*Brief:*
Your task is to transcribe all of the data below exactly, omitting the images.

*Provided material:*
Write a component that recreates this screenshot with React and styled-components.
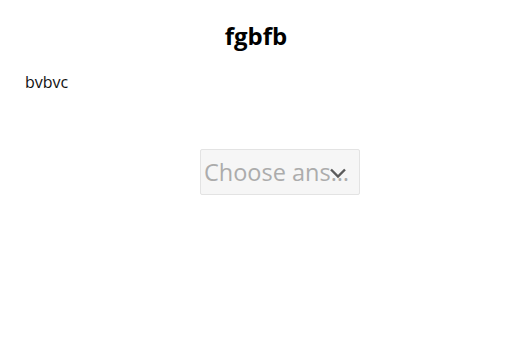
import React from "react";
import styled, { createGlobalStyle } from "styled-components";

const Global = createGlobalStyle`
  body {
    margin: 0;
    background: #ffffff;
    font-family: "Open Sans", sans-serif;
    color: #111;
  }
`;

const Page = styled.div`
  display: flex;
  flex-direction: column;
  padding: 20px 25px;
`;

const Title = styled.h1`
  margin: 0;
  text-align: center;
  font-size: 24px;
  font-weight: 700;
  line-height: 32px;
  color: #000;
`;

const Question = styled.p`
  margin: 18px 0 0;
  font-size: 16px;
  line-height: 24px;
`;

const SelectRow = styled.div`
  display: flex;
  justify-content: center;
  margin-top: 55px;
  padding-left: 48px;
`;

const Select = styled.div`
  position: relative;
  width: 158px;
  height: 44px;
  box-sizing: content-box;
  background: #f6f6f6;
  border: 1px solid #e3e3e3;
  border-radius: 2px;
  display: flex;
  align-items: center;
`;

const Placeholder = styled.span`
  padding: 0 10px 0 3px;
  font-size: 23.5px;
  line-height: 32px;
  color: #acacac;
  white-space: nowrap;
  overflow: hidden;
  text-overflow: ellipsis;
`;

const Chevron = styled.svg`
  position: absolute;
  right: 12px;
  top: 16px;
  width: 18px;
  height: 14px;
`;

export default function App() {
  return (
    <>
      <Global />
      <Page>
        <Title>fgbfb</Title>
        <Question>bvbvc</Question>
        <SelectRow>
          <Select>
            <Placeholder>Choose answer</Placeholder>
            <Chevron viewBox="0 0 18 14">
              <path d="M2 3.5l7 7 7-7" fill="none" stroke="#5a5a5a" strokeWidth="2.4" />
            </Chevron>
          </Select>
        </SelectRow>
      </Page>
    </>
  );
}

*Final answer:*
Write a component that recreates this screenshot with React and styled-components.
import React from "react";
import styled, { createGlobalStyle } from "styled-components";

const Global = createGlobalStyle`
  body {
    margin: 0;
    background: #ffffff;
    font-family: "Open Sans", sans-serif;
    color: #111;
  }
`;

const Page = styled.div`
  display: flex;
  flex-direction: column;
  padding: 20px 25px;
`;

const Title = styled.h1`
  margin: 0;
  text-align: center;
  font-size: 24px;
  font-weight: 700;
  line-height: 32px;
  color: #000;
`;

const Question = styled.p`
  margin: 18px 0 0;
  font-size: 16px;
  line-height: 24px;
`;

const SelectRow = styled.div`
  display: flex;
  justify-content: center;
  margin-top: 55px;
  padding-left: 48px;
`;

const Select = styled.div`
  position: relative;
  width: 158px;
  height: 44px;
  box-sizing: content-box;
  background: #f6f6f6;
  border: 1px solid #e3e3e3;
  border-radius: 2px;
  display: flex;
  align-items: center;
`;

const Placeholder = styled.span`
  padding: 0 10px 0 3px;
  font-size: 23.5px;
  line-height: 32px;
  color: #acacac;
  white-space: nowrap;
  overflow: hidden;
  text-overflow: ellipsis;
`;

const Chevron = styled.svg`
  position: absolute;
  right: 12px;
  top: 16px;
  width: 18px;
  height: 14px;
`;

export default function App() {
  return (
    <>
      <Global />
      <Page>
        <Title>fgbfb</Title>
        <Question>bvbvc</Question>
        <SelectRow>
          <Select>
            <Placeholder>Choose answer</Placeholder>
            <Chevron viewBox="0 0 18 14">
              <path d="M2 3.5l7 7 7-7" fill="none" stroke="#5a5a5a" strokeWidth="2.4" />
            </Chevron>
          </Select>
        </SelectRow>
      </Page>
    </>
  );
}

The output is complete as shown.